Pese a todos los obstáculos, ambos construyeron una familia, tuvieron un matrimonio maravilloso y fueron felices en la Argentina. Trabajando como trabajan los inmigrantes, a puro sacrificio, nos pudieron dar un magnífica educación y sacrificaron su tiempo y la poca plata que tenían para construir hermosas instituciones sociales y deportivas en las que nos criamos. En el caso de ellos, la Asociación Cultural Israelita de Buenos Aires (ACIBA) donde vivimos una juventud feliz.
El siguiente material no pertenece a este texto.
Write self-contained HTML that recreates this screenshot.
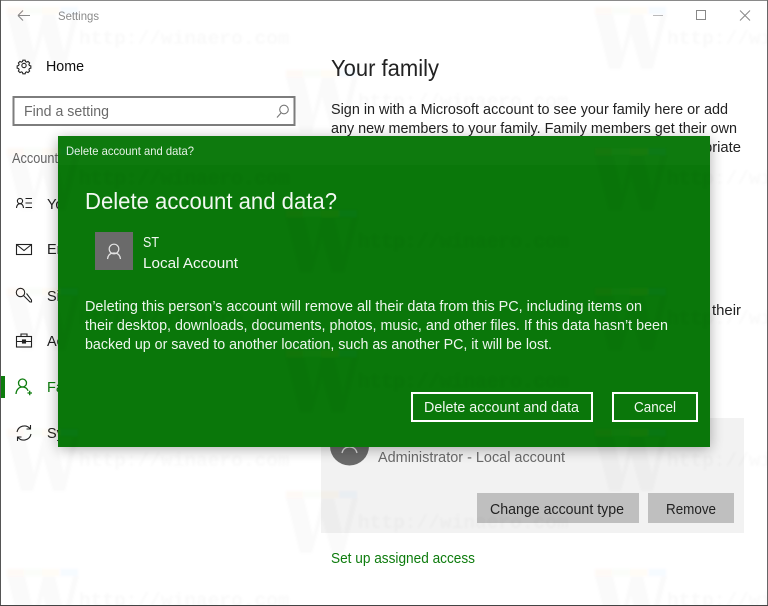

Mi mamá también es de la generación que tuvo que sufrir la dictadura. El golpe me obligó al exilio durante casi ocho años y ella hasta sufrió un allanamiento cuando los militares me buscaban. Mi delito era la militancia en lo que después fue el Movimiento al Socialismo (MAS). Le costó absorber todo eso, fueron años tremendos, muy difíciles.

Pero la vida finalmente le permitió disfrutar de su nuera Elisa, su nieto Alejandro y su esposa, Flor, y en el último año hasta de su bisnieto Luca. El Holocausto, el genocidio nazi, le impidió a sus padres conocer a alguno de sus nietos: nosotros nunca vimos a nuestros abuelos. Con ella, en cambio, hubo una especie de revancha.

Vivió una larga vida, sobre todo gracias a su ángel guardián, mi hermana Evelyn; al extraordinario doctor Jorge Hevia, a las enfermeras Graciela y Ofelia; a quienes le leían, le hacían hacer yoga hasta los 103 y la acompañaban cuando se quedó ciega, y a las incondicionales Emilia y Fulvia, que la acariciaron hasta el último suspiro.

Y otra revancha: con la educación rígida, austríaca, de la guerra y la postguerra, la de mi mamá fue una generación  no acostumbrada a expresar sus sentimientos. Pero rompimos la barrera, recién cuando llegó a los cien años. Por primera vez nos dijimos “te quiero” o “hasta mañana, mi amor”.

Más allá de lo individual, mi mamá fue parte de una generación excepcional, con una garra inolvidable que les permitió sobrevivir a genocidios y exilios. Así que la pregunta del rabino Goldman, la pregunta que me dejó paralizado y sin respuesta, tiene respuesta categórica: sí, claro que sí, fue una buena vida, una vida extraordinaria.